Mann-Whitney U Test Calculator
Perform a non-parametric comparison of two independent groups using the Wilcoxon rank-sum method.
The Ultimate Guide to Mann-Whitney U Test
When comparing two independent groups, researchers often turn to the Independent Samples T-test. However, the T-test relies on the assumption of normality—the data must follow a bell curve. What happens when your data is skewed, contains outliers, or consists of ordinal values? This is where the Mann-Whitney U Test (also known as the Wilcoxon Rank-Sum Test) becomes essential.
What is the Mann-Whitney U Test?
The Mann-Whitney U test is a non-parametric statistical test used to determine whether there is a difference between two independent groups of data. Unlike parametric tests, it does not assume that the data follows a specific distribution. Instead of comparing means, it compares the ranks of the data points, making it highly robust against outliers and non-normal distributions.
When Should You Use This Calculator?
You should opt for the Mann-Whitney U test calculator under the following conditions:
- Independent Samples: Your two groups are distinct (e.g., Treatment vs. Control, Men vs. Women).
- Ordinal or Continuous Data: Your data can be ranked (even if it’s not strictly interval-based).
- Non-Normal Distribution: A Shapiro-Wilk test indicates your data is not normally distributed.
- Small Sample Sizes: When samples are too small for the Central Limit Theorem to guarantee normality.
How the Mann-Whitney U Statistic is Calculated
The core logic of the calculator follows these four primary steps:
- Combine and Rank: All data points from both groups are pooled together and ranked from smallest to largest. Tied values receive the average of the ranks they would have occupied.
- Sum Ranks: The ranks for each group are summed ($R_1$ and $R_2$).
- Calculate U: Two U values are calculated using the formulas:
U1 = n1*n2 + [n1(n1+1)]/2 – R1
U2 = n1*n2 + [n2(n2+1)]/2 – R2 - Test Statistic: The final Mann-Whitney U statistic is the smaller of $U_1$ and $U_2$.
Interpreting Your Results
Our calculator provides both a U statistic and an approximate P-value. The interpretation depends on your chosen significance level (usually $\alpha = 0.05$):
- If P-value ≤ α: The difference between the groups is statistically significant. You reject the null hypothesis.
- If P-value > α: The difference is not statistically significant. You fail to reject the null hypothesis.

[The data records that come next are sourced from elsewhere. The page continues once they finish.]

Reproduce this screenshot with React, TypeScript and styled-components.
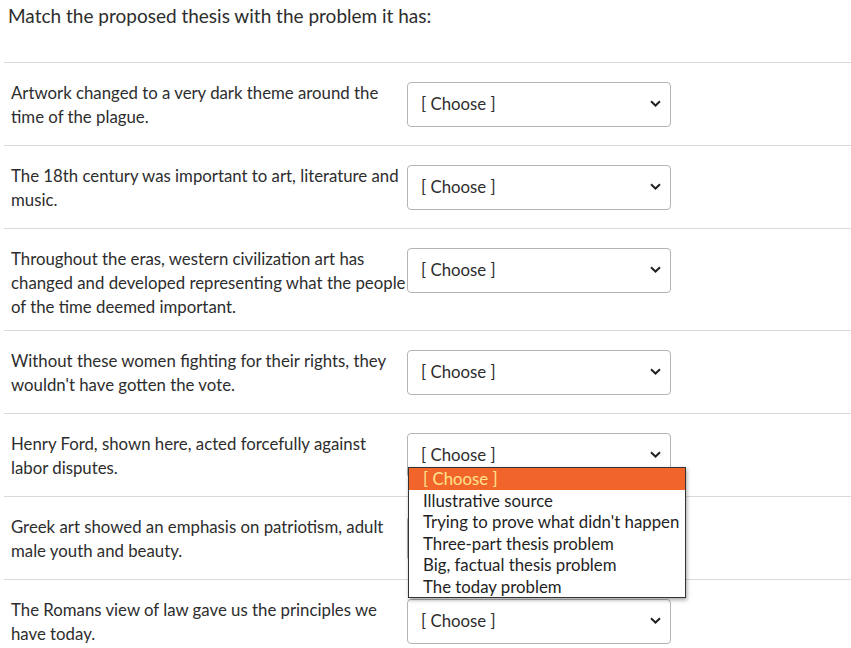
import React from 'react';
import styled, { createGlobalStyle } from 'styled-components';

const GlobalStyle = createGlobalStyle`
  body {
    margin: 0;
    background: #fff;
    font-family: Lato, "Noto Sans", sans-serif;
    color: #2d2d2d;
  }
`;

const Page = styled.div`
  padding-left: 4px;
  overflow: hidden;
  height: 648px;
`;

const Title = styled.h1`
  margin: 0;
  padding: 3px 4px 0;
  font-size: 19px;
  font-weight: 400;
  line-height: 26px;
  height: 59px;
  color: #2d2d2d;
`;

const Row = styled.div`
  display: flex;
  align-items: flex-start;
  box-sizing: border-box;
  min-height: 83px;
  padding: 18px 0 11px 7px;
  border-top: 1px solid #d9d9d9;
`;

const Prompt = styled.div`
  width: 396px;
  flex: none;
  font-size: 16.8px;
  line-height: 24px;
`;

const SelectWrap = styled.div`
  position: relative;
  margin-top: 1px;
`;

const Select = styled.div`
  box-sizing: border-box;
  width: 264px;
  height: 45px;
  display: flex;
  align-items: center;
  justify-content: space-between;
  padding: 0 9px 2px 13px;
  border: 1px solid #b4b4b4;
  border-radius: 4px;
  background: #fff;
  font-size: 16.8px;
  color: #2d2d2d;
`;

const Menu = styled.ul`
  position: absolute;
  top: 34px;
  left: 1px;
  width: 278px;
  box-sizing: border-box;
  margin: 0;
  padding: 0;
  list-style: none;
  background: #fff;
  border: 1px solid #333;
  box-shadow: 1px 2px 4px rgba(0, 0, 0, 0.35);
  z-index: 2;
`;

const Option = styled.li<{ $active?: boolean }>`
  height: 21.5px;
  line-height: 21.5px;
  padding-left: 14px;
  font-size: 16.8px;
  white-space: nowrap;
  color: ${(p) => (p.$active ? '#ffe38c' : '#1f1f1f')};
  background: ${(p) => (p.$active ? '#f1652a' : 'transparent')};
`;

const Chevron = () => (
  <svg width="11" height="7" viewBox="0 0 11 7">
    <path d="M1 1.2l4.5 4.3 4.5-4.3" fill="none" stroke="#222" strokeWidth="2" />
  </svg>
);

const options = [
  '[ Choose ]',
  'Illustrative source',
  "Trying to prove what didn't happen",
  'Three-part thesis problem',
  'Big, factual thesis problem',
  'The today problem',
];

const questions = [
  'Artwork changed to a very dark theme around the time of the plague.',
  'The 18th century was important to art, literature and music.',
  'Throughout the eras, western civilization art has changed and developed representing what the people of the time deemed important.',
  "Without these women fighting for their rights, they wouldn't have gotten the vote.",
  'Henry Ford, shown here, acted forcefully against labor disputes.',
  'Greek art showed an emphasis on patriotism, adult male youth and beauty.',
  'The Romans view of law gave us the principles we have today.',
];

export default function App() {
  return (
    <Page>
      <GlobalStyle />
      <Title>Match the proposed thesis with the problem it has:</Title>
      {questions.map((q, i) => (
        <Row key={i}>
          <Prompt>{q}</Prompt>
          <SelectWrap>
            <Select>
              <span>[ Choose ]</span>
              <Chevron />
            </Select>
            {i === 4 && (
              <Menu>
                {options.map((o, j) => (
                  <Option key={o} $active={j === 0}>
                    {o}
                  </Option>
                ))}
              </Menu>
            )}
          </SelectWrap>
        </Row>
      ))}
    </Page>
  );
}
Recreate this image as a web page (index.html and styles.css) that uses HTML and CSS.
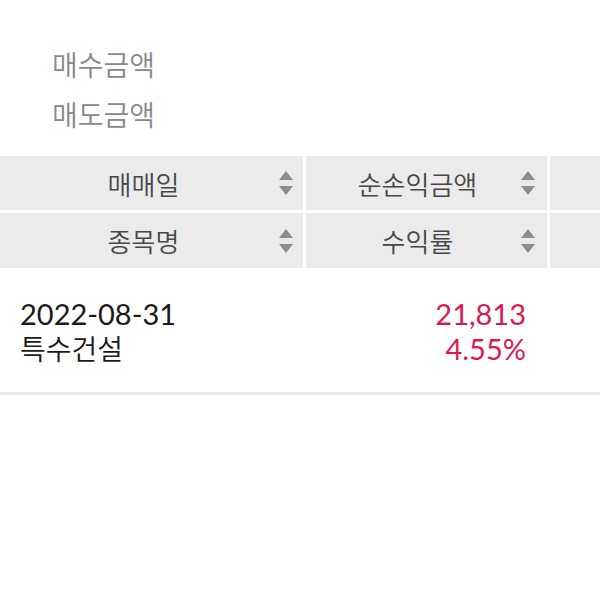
FILE: index.html
```html
<!DOCTYPE html>
<html lang="ko">
<head>
<meta charset="utf-8">
<link rel="stylesheet" href="styles.css">
</head>
<body>
<div class="labels">
  <div class="label">매수금액</div>
  <div class="label">매도금액</div>
</div>
<div class="thead">
  <div class="th"><span class="th-text">매매일</span><svg class="sort" viewBox="0 0 14 24" width="14" height="24"><polygon points="7,0 14,9 0,9"/><polygon points="0,15 14,15 7,24"/></svg></div>
  <div class="th th2"><span class="th-text">순손익금액</span><svg class="sort" viewBox="0 0 14 24" width="14" height="24"><polygon points="7,0 14,9 0,9"/><polygon points="0,15 14,15 7,24"/></svg></div>
  <div class="th th3"></div>
  <div class="th"><span class="th-text">종목명</span><svg class="sort" viewBox="0 0 14 24" width="14" height="24"><polygon points="7,0 14,9 0,9"/><polygon points="0,15 14,15 7,24"/></svg></div>
  <div class="th th2"><span class="th-text">수익률</span><svg class="sort" viewBox="0 0 14 24" width="14" height="24"><polygon points="7,0 14,9 0,9"/><polygon points="0,15 14,15 7,24"/></svg></div>
  <div class="th th3"></div>
</div>
<div class="row">
  <div class="cell c1">
    <div class="num">2022-08-31</div>
    <div class="name">특수건설</div>
  </div>
  <div class="cell c2 up">
    <div class="num">21,813</div>
    <div class="num">4.55%</div>
  </div>
  <div class="cell c3"></div>
</div>
</body>
</html>
```
FILE: styles.css
```css
html, body {
  margin: 0;
  padding: 0;
  background: #ffffff;
  font-family: "Noto Sans CJK KR", "Noto Sans", sans-serif;
}
.labels {
  padding: 39px 0 17px 52px;
}
.label {
  font-size: 28px;
  font-weight: 350;
  line-height: 50px;
  color: #888888;
}
.thead {
  display: grid;
  grid-template-columns: 303px 241px 50px;
  grid-template-rows: 54px 55px;
  column-gap: 3px;
  row-gap: 3px;
}
.th {
  background: #ebebeb;
  display: flex;
  align-items: center;
  padding: 0 10px 0 8px;
  color: #474747;
  font-size: 26px;
  font-weight: 350;
}
.th2 {
  padding-right: 12px;
}
.th3 {
  padding: 0;
}
.th-text {
  flex: 1;
  text-align: center;
}
.sort {
  fill: #8c8c8c;
  display: block;
}
.row {
  display: grid;
  grid-template-columns: 306px 241px 53px;
  border-bottom: 3px solid #e8e8e8;
  height: 127px;
  box-sizing: border-box;
  align-items: start;
  padding-top: 28px;
}
.cell {
  font-size: 28px;
  font-weight: 350;
  line-height: 35px;
  color: #1a1a1a;
}
.c1 {
  padding-left: 20px;
}
.c2 {
  text-align: right;
  padding-right: 21px;
}
.num {
  font-family: "Lato", "Noto Sans CJK KR", sans-serif;
  font-size: 29px;
  font-weight: 400;
}
.up {
  color: #d81b4a;
}
```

Mann-Whitney U vs. Independent T-test
| Feature | Mann-Whitney U | Independent T-test |
|---|---|---|
| Test Type | Non-parametric | Parametric |
| Comparison | Rank distribution | Means of groups |
| Distribution | Any (Skewed okay) | Normal distribution |
Key Assumptions
While the Mann-Whitney U test is flexible, it still requires that the observations are independent of each other. Furthermore, the test assumes that the distributions of the two populations have the same shape. If the distributions have different shapes, the test compares the mean ranks rather than the medians.
Frequently Asked Questions
Is Mann-Whitney U the same as Wilcoxon? Yes, the Wilcoxon Rank-Sum test and the Mann-Whitney U test are equivalent for independent samples. However, do not confuse it with the Wilcoxon *Signed-Rank* test, which is for paired (dependent) samples.
What is the maximum sample size? This calculator uses the Z-approximation for p-value calculation, which is accurate for sample sizes where $n_1$ and $n_2$ are both larger than 10. For extremely small samples, exact tables are usually preferred.